SUKABUMIUPDATE.com - QRIS bukan sekadar alat pembayaran, melainkan fondasi yang membebaskan UMKM dari keterbatasan geografis dan membuka jalur bagi pencatatan keuangan yang rapi. Dengan satu kode QR standar, pedagang di daerah terpencil dapat menerima pembayaran dari seluruh bank dan e-wallet. Ini secara fundamental mengatasi hambatan "tidak ada kembalian" atau "tidak punya rekening bank yang sama," sekaligus memberikan jejak transaksi digital yang sangat penting untuk akses pembiayaan di masa depan. "Prediksinya, nilai ekonomi digital Indonesia bisa tembus $400 miliar pada 2030. Naik empat kali lipat dari $90 miliar di 2024. Semua didorong e-commerce, pembayaran digital, dan UMKM yang makin melek teknologi."

Transformasi digital bagi Usaha Mikro, Kecil, dan Menengah (UMKM) adalah imperatif ekonomi yang vital untuk mempertahankan daya saing di pasar global. Namun, akselerasi ini menghadapi kendala struktural yang signifikan. Perspektif Bank Indonesia (BI) dan Kementerian Komunikasi dan Informatika (Kominfo) secara konsisten menyoroti dua isu utama infrastruktur digital yang belum merata di luar pulau Jawa dan literasi digital yang rendah di kalangan pelaku usaha mikro.

Menurut studi yang dilakukan oleh Center for Indonesian Policy Studies (CIPS) dalam laporan Simulasi Kajian CIPS, 2024 dikatakan, keterbatasan akses internet yang stabil di daerah 3T (Terdepan, Terluar, Tertinggal) berpotensi memperluas ketimpangan ekonomi, membuat banyak UMKM kesulitan mengakses pasar yang lebih luas dan platform e-commerce. Jika sinyal seluler tidak memadai, transaksi digital, bahkan yang paling sederhana sekalipun, akan terhambat, memaksa pedagang dan konsumen kembali ke kebiasaan tunai dan mengikis kepercayaan terhadap sistem pembayaran baru.
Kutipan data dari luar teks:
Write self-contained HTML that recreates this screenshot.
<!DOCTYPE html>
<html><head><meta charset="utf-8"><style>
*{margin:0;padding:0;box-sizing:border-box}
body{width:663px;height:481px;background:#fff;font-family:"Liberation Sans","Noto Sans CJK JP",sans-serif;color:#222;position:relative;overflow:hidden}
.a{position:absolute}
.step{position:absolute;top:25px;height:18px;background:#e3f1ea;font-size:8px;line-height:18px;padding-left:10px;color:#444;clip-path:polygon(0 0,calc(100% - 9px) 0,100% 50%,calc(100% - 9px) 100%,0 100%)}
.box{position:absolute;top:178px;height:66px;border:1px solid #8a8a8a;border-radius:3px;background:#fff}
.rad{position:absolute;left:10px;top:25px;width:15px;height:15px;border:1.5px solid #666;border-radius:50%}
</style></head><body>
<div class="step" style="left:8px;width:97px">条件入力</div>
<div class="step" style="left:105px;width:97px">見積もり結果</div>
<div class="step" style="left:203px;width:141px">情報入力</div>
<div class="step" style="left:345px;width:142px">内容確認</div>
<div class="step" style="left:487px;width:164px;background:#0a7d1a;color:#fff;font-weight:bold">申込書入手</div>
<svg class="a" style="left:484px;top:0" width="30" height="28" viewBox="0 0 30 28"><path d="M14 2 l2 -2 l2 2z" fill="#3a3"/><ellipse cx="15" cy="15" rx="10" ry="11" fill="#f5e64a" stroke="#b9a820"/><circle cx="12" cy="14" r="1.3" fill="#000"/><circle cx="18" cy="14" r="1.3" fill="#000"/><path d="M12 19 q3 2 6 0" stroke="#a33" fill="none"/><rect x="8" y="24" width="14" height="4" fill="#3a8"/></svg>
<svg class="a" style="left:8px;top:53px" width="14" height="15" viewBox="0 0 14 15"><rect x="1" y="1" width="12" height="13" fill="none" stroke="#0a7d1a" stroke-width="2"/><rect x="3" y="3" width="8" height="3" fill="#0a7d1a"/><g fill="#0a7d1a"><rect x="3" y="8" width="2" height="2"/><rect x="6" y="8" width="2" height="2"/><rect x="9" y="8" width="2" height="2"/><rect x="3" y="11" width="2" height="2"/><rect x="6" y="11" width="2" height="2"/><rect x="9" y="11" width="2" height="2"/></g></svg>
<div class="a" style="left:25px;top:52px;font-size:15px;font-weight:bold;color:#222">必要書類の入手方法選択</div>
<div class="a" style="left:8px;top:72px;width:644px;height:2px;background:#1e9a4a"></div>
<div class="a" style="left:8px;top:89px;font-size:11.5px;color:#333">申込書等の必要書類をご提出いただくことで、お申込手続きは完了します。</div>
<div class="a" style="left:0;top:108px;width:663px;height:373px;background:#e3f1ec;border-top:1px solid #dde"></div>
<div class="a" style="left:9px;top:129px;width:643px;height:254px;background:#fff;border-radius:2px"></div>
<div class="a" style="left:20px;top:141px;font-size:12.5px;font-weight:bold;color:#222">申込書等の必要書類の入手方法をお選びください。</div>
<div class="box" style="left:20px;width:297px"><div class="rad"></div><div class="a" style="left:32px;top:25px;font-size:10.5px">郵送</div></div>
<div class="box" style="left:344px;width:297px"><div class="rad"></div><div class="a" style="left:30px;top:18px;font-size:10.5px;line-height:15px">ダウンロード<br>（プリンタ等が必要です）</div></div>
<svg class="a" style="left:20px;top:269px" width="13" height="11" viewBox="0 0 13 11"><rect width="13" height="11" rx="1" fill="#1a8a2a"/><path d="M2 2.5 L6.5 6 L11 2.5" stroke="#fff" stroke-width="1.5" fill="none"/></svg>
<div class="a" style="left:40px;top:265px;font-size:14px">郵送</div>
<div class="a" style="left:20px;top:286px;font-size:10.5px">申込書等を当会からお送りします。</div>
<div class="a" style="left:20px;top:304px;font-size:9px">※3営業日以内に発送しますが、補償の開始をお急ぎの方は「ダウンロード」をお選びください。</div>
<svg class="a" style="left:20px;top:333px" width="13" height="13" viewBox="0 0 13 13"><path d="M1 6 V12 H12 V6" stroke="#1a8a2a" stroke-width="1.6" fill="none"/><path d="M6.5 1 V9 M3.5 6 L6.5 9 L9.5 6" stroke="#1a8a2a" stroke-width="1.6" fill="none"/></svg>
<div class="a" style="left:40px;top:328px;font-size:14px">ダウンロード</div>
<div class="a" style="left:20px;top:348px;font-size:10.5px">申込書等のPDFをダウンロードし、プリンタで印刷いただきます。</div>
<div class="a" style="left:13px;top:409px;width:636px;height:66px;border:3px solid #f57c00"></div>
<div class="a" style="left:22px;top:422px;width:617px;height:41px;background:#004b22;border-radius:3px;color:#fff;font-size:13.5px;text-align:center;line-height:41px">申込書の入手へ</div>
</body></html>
Oleh karena itu, solusi teknologi haruslah yang mampu memitigasi risiko kegagalan koneksi dan tidak memerlukan perangkat keras berteknologi tinggi.

Baca Juga: Miss Meksiko Disebut "Bodoh" di Panggung MU 2025 Berujung Aksi Walkout Massal Guncang Miss Universe

QRIS: Penyederhanaan Inklusi Keuangan dan Mitigasi Risiko Transaksi

Quick Response Code Indonesian Standard (QRIS) yang diinisiasi oleh Bank Indonesia (BI) hadir sebagai jembatan yang menghubungkan UMKM dengan ekosistem pembayaran digital secara masif. Dari perspektif pedagang kecil, QRIS menyederhanakan kompleksitas yang sebelumnya menakutkan alih-alih harus mendaftar dan mengelola banyak akun e-wallet atau mesin EDC dari berbagai bank, mereka hanya perlu satu kode yang universal. Keuntungan terbesar bagi UMKM mikro adalah mitigasi risiko.
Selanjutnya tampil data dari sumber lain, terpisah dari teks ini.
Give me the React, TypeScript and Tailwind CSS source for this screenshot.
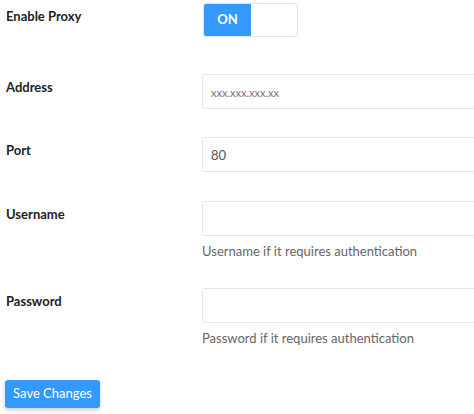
import { useState } from 'react';

interface FieldProps {
  label: string;
  placeholder?: string;
  value?: string;
  help?: string;
  type?: string;
}

function Field({ label, placeholder, value, help, type = 'text' }: FieldProps) {
  return (
    <div className="flex">
      <label className="w-[202px] shrink-0 pl-[6px] pt-[4px] text-[13px] font-bold text-[#222]">{label}</label>
      <div className="flex-1 min-w-0 flex flex-col">
        <input
          type={type}
          defaultValue={value}
          placeholder={placeholder}
          className="h-[35px] w-[300px] rounded-[3px] border border-[#e6e6e6] px-[8px] text-[13px] text-[#555] placeholder:text-[11px] placeholder:text-[#777] outline-none"
        />
        {help && <p className="mt-[6px] text-[13px] text-[#666]">{help}</p>}
      </div>
    </div>
  );
}

export default function App() {
  const [on, setOn] = useState(true);

  return (
    <div className="w-[474px] h-[414px] overflow-hidden bg-white font-['Lato','Open_Sans',sans-serif]">
      <div className="flex pt-[3px]">
        <label className="w-[203px] shrink-0 pl-[6px] pt-[4px] text-[13px] font-bold text-[#222]">Enable Proxy</label>
        <button
          onClick={() => setOn(!on)}
          className="flex h-[34px] w-[95px] overflow-hidden rounded-[3px] border border-[#e3e3e3]"
        >
          <span className={`flex w-[47px] items-center justify-center text-[13px] font-bold ${on ? 'bg-[#3399fd] text-white' : 'bg-white text-transparent'}`}>ON</span>
          <span className="flex-1 bg-white" />
        </button>
      </div>

      <div className="mt-[37px] flex flex-col">
        <Field label="Address" placeholder="xxx.xxx.xxx.xx" />
        <div className="mt-[28px]">
          <Field label="Port" value="80" />
        </div>
        <div className="mt-[29px]">
          <Field label="Username" help="Username if it requires authentication" />
        </div>
        <div className="mt-[26px]">
          <Field label="Password" type="password" help="Password if it requires authentication" />
        </div>
      </div>

      <button className="ml-[5px] mt-[32px] h-[28px] w-[95px] rounded-[3px] bg-[#3399fd] text-[13px] text-white shadow-[0_2px_4px_rgba(0,0,0,0.2)]">
        Save Changes
      </button>
    </div>
  );
}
Dengan QRIS, risiko penerimaan uang palsu dapat dieliminasi, dan masalah klasik mencari uang kembalian (receh) dapat diselesaikan seketika. "QRIS memberikan kredibilitas instan pada warung kecil," demikian kutipan dari seorang akademisi ekonomi digital Universitas Gadjah Mada (UGM) dalam sebuah seminar, yang menekankan bahwa kemudahan ini secara psikologis mendorong pelaku UMKM untuk berani mengadopsi teknologi.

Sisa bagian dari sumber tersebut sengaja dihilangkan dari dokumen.